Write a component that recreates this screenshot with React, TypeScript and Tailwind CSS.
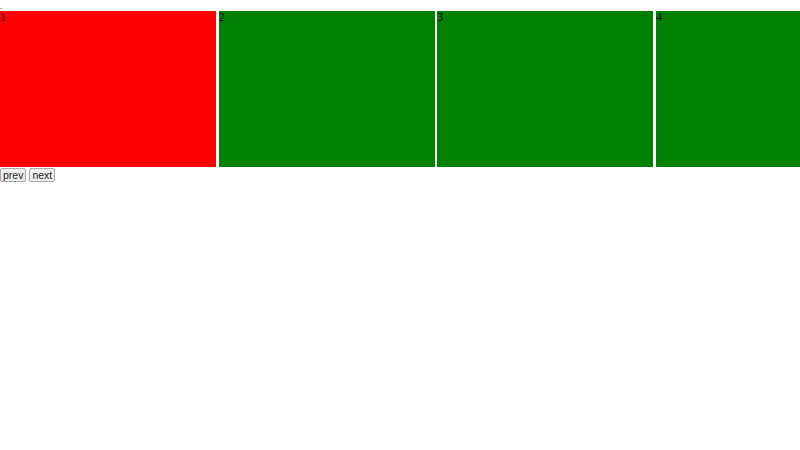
const slides = [
  { n: 1, color: 'bg-[#ff0000]' },
  { n: 2, color: 'bg-[#008000]' },
  { n: 3, color: 'bg-[#008000]' },
  { n: 4, color: 'bg-[#008000]' },
];

export default function App() {
  return (
    <div className="w-[800px] h-[450px] overflow-hidden bg-white text-black font-['Liberation_Serif',serif]">
      <div className="h-[11px] text-[9px] leading-[12px]">.</div>
      {/* slider track */}
      <div className="flex gap-[2.67px] overflow-hidden">
        {slides.map((s) => (
          <div key={s.n} className={`${s.color} w-[216px] h-[156px] shrink-0 text-[12px] leading-[12px]`}>
            {s.n}
          </div>
        ))}
      </div>
      <div className="flex gap-[3px] pt-[1px] font-['Liberation_Sans',sans-serif]">
        <button className="bg-[#efefef] border border-[#a9a9a9] rounded-[2px] px-[2px] text-[10.5px] leading-[12px] text-[#222]">prev</button>
        <button className="bg-[#efefef] border border-[#a9a9a9] rounded-[2px] px-[2px] text-[10.5px] leading-[12px] text-[#222]">next</button>
      </div>
    </div>
  );
}
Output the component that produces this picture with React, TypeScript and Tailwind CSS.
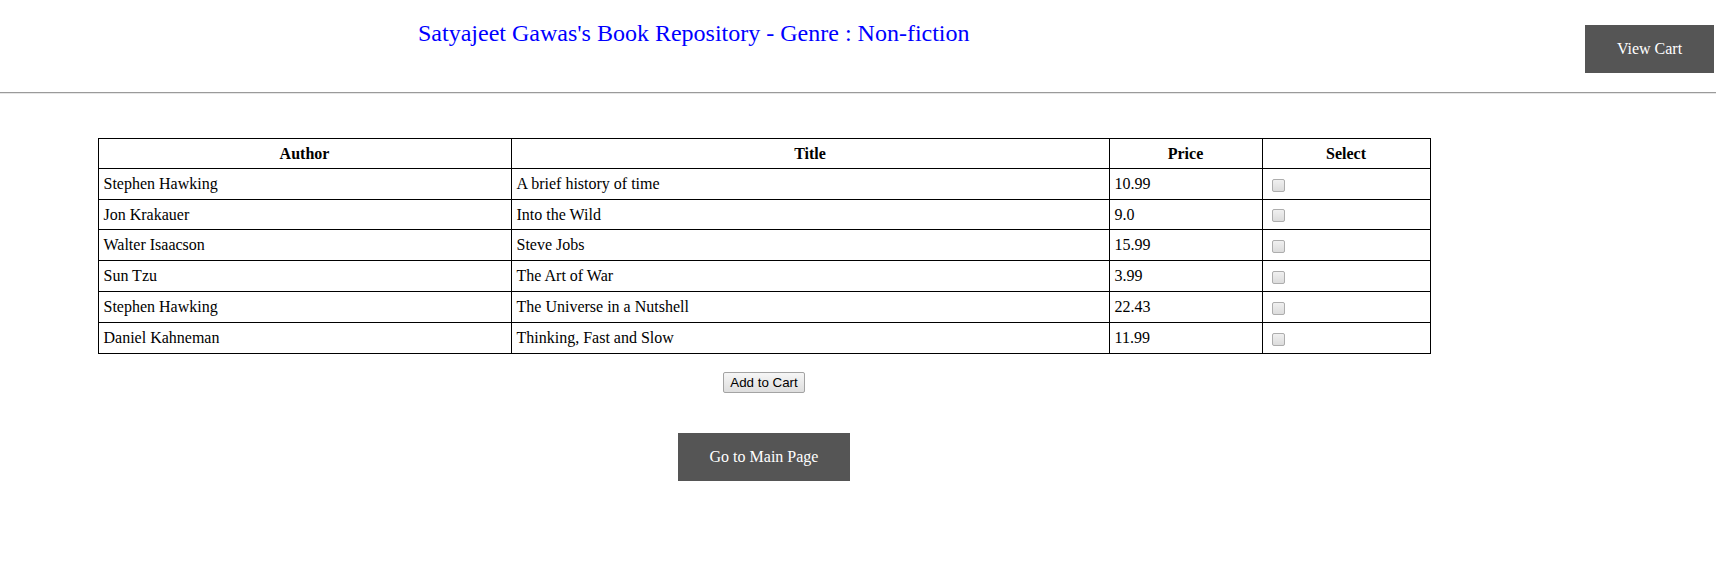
import React from "react";

const books = [
  { author: "Stephen Hawking", title: "A brief history of time", price: "10.99", h: "h-[31px]" },
  { author: "Jon Krakauer", title: "Into the Wild", price: "9.0", h: "h-[30px]" },
  { author: "Walter Isaacson", title: "Steve Jobs", price: "15.99", h: "h-[31px]" },
  { author: "Sun Tzu", title: "The Art of War", price: "3.99", h: "h-[31px]" },
  { author: "Stephen Hawking", title: "The Universe in a Nutshell", price: "22.43", h: "h-[31px]" },
  { author: "Daniel Kahneman", title: "Thinking, Fast and Slow", price: "11.99", h: "h-[31px]" },
];

function FakeCheckbox() {
  return (
    <span className="inline-block w-[13px] h-[13px] ml-[4px] align-middle border border-[#adadad] rounded-[2px] bg-gradient-to-b from-[#f0f0f0] to-[#dcdcdc]" />
  );
}

export default function App() {
  return (
    <div className="font-['Liberation_Serif','Times_New_Roman',serif] text-black bg-white min-h-[571px] w-[1721px]">
      <div className="flex items-start h-[92px]">
        <h2 className="ml-[418px] mt-[19px] text-[24px] leading-[28px] text-[#0000ff] font-normal whitespace-nowrap">
          Satyajeet Gawas's Book Repository - Genre : Non-fiction
        </h2>
        <button className="ml-auto mr-[7px] mt-[25px] bg-[#555555] text-white w-[129px] h-[48px] text-[16px] leading-[18px]">
          View Cart
        </button>
      </div>
      <div className="w-[1716px] h-[2px] border-t border-t-[#9a9a9a] border-b border-b-[#e6e6e6]" />
      <div className="ml-[98px] w-[1332px] mt-[44px] flex flex-col items-center">
        <table className="table-fixed border-collapse w-[1332px] text-[16px] leading-[18px]">
          <colgroup>
            <col className="w-[413px]" />
            <col className="w-[598px]" />
            <col className="w-[153px]" />
            <col className="w-[168px]" />
          </colgroup>
          <thead>
            <tr className="h-[30px]">
              <th className="border border-black font-bold text-center align-middle px-[5px]">Author</th>
              <th className="border border-black font-bold text-center align-middle px-[5px]">Title</th>
              <th className="border border-black font-bold text-center align-middle px-[5px]">Price</th>
              <th className="border border-black font-bold text-center align-middle px-[5px]">Select</th>
            </tr>
          </thead>
          <tbody>
            {books.map((b, i) => (
              <tr key={i} className={b.h}>
                <td className="border border-black px-[5px] align-middle text-left">{b.author}</td>
                <td className="border border-black px-[5px] align-middle text-left">{b.title}</td>
                <td className="border border-black px-[5px] align-middle text-left">{b.price}</td>
                <td className="border border-black px-[5px] align-middle text-left">
                  <FakeCheckbox />
                </td>
              </tr>
            ))}
          </tbody>
        </table>
        <button className="mt-[18px] h-[21px] px-[6px] font-['Liberation_Sans',Arial,sans-serif] text-[13.33px] leading-[15px] text-black border border-[#a3a3a3] rounded-[2px] bg-gradient-to-b from-[#f6f6f6] to-[#dedede]">
          Add to Cart
        </button>
        <button className="mt-[40px] bg-[#555555] text-white w-[172px] h-[48px] text-[16px] leading-[18px]">
          Go to Main Page
        </button>
      </div>
    </div>
  );
}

──────────────────────────────

▸ GIVEN INSTRUCTION: Leave out the pictures and print each record exactly as it stands.

▸ RESPONSE TO THIS TASK:
Write a component that recreates this screenshot with React, TypeScript and Tailwind CSS.
const slides = [
  { n: 1, color: 'bg-[#ff0000]' },
  { n: 2, color: 'bg-[#008000]' },
  { n: 3, color: 'bg-[#008000]' },
  { n: 4, color: 'bg-[#008000]' },
];

export default function App() {
  return (
    <div className="w-[800px] h-[450px] overflow-hidden bg-white text-black font-['Liberation_Serif',serif]">
      <div className="h-[11px] text-[9px] leading-[12px]">.</div>
      {/* slider track */}
      <div className="flex gap-[2.67px] overflow-hidden">
        {slides.map((s) => (
          <div key={s.n} className={`${s.color} w-[216px] h-[156px] shrink-0 text-[12px] leading-[12px]`}>
            {s.n}
          </div>
        ))}
      </div>
      <div className="flex gap-[3px] pt-[1px] font-['Liberation_Sans',sans-serif]">
        <button className="bg-[#efefef] border border-[#a9a9a9] rounded-[2px] px-[2px] text-[10.5px] leading-[12px] text-[#222]">prev</button>
        <button className="bg-[#efefef] border border-[#a9a9a9] rounded-[2px] px-[2px] text-[10.5px] leading-[12px] text-[#222]">next</button>
      </div>
    </div>
  );
}
Output the component that produces this picture with React, TypeScript and Tailwind CSS.
import React from "react";

const books = [
  { author: "Stephen Hawking", title: "A brief history of time", price: "10.99", h: "h-[31px]" },
  { author: "Jon Krakauer", title: "Into the Wild", price: "9.0", h: "h-[30px]" },
  { author: "Walter Isaacson", title: "Steve Jobs", price: "15.99", h: "h-[31px]" },
  { author: "Sun Tzu", title: "The Art of War", price: "3.99", h: "h-[31px]" },
  { author: "Stephen Hawking", title: "The Universe in a Nutshell", price: "22.43", h: "h-[31px]" },
  { author: "Daniel Kahneman", title: "Thinking, Fast and Slow", price: "11.99", h: "h-[31px]" },
];

function FakeCheckbox() {
  return (
    <span className="inline-block w-[13px] h-[13px] ml-[4px] align-middle border border-[#adadad] rounded-[2px] bg-gradient-to-b from-[#f0f0f0] to-[#dcdcdc]" />
  );
}

export default function App() {
  return (
    <div className="font-['Liberation_Serif','Times_New_Roman',serif] text-black bg-white min-h-[571px] w-[1721px]">
      <div className="flex items-start h-[92px]">
        <h2 className="ml-[418px] mt-[19px] text-[24px] leading-[28px] text-[#0000ff] font-normal whitespace-nowrap">
          Satyajeet Gawas's Book Repository - Genre : Non-fiction
        </h2>
        <button className="ml-auto mr-[7px] mt-[25px] bg-[#555555] text-white w-[129px] h-[48px] text-[16px] leading-[18px]">
          View Cart
        </button>
      </div>
      <div className="w-[1716px] h-[2px] border-t border-t-[#9a9a9a] border-b border-b-[#e6e6e6]" />
      <div className="ml-[98px] w-[1332px] mt-[44px] flex flex-col items-center">
        <table className="table-fixed border-collapse w-[1332px] text-[16px] leading-[18px]">
          <colgroup>
            <col className="w-[413px]" />
            <col className="w-[598px]" />
            <col className="w-[153px]" />
            <col className="w-[168px]" />
          </colgroup>
          <thead>
            <tr className="h-[30px]">
              <th className="border border-black font-bold text-center align-middle px-[5px]">Author</th>
              <th className="border border-black font-bold text-center align-middle px-[5px]">Title</th>
              <th className="border border-black font-bold text-center align-middle px-[5px]">Price</th>
              <th className="border border-black font-bold text-center align-middle px-[5px]">Select</th>
            </tr>
          </thead>
          <tbody>
            {books.map((b, i) => (
              <tr key={i} className={b.h}>
                <td className="border border-black px-[5px] align-middle text-left">{b.author}</td>
                <td className="border border-black px-[5px] align-middle text-left">{b.title}</td>
                <td className="border border-black px-[5px] align-middle text-left">{b.price}</td>
                <td className="border border-black px-[5px] align-middle text-left">
                  <FakeCheckbox />
                </td>
              </tr>
            ))}
          </tbody>
        </table>
        <button className="mt-[18px] h-[21px] px-[6px] font-['Liberation_Sans',Arial,sans-serif] text-[13.33px] leading-[15px] text-black border border-[#a3a3a3] rounded-[2px] bg-gradient-to-b from-[#f6f6f6] to-[#dedede]">
          Add to Cart
        </button>
        <button className="mt-[40px] bg-[#555555] text-white w-[172px] h-[48px] text-[16px] leading-[18px]">
          Go to Main Page
        </button>
      </div>
    </div>
  );
}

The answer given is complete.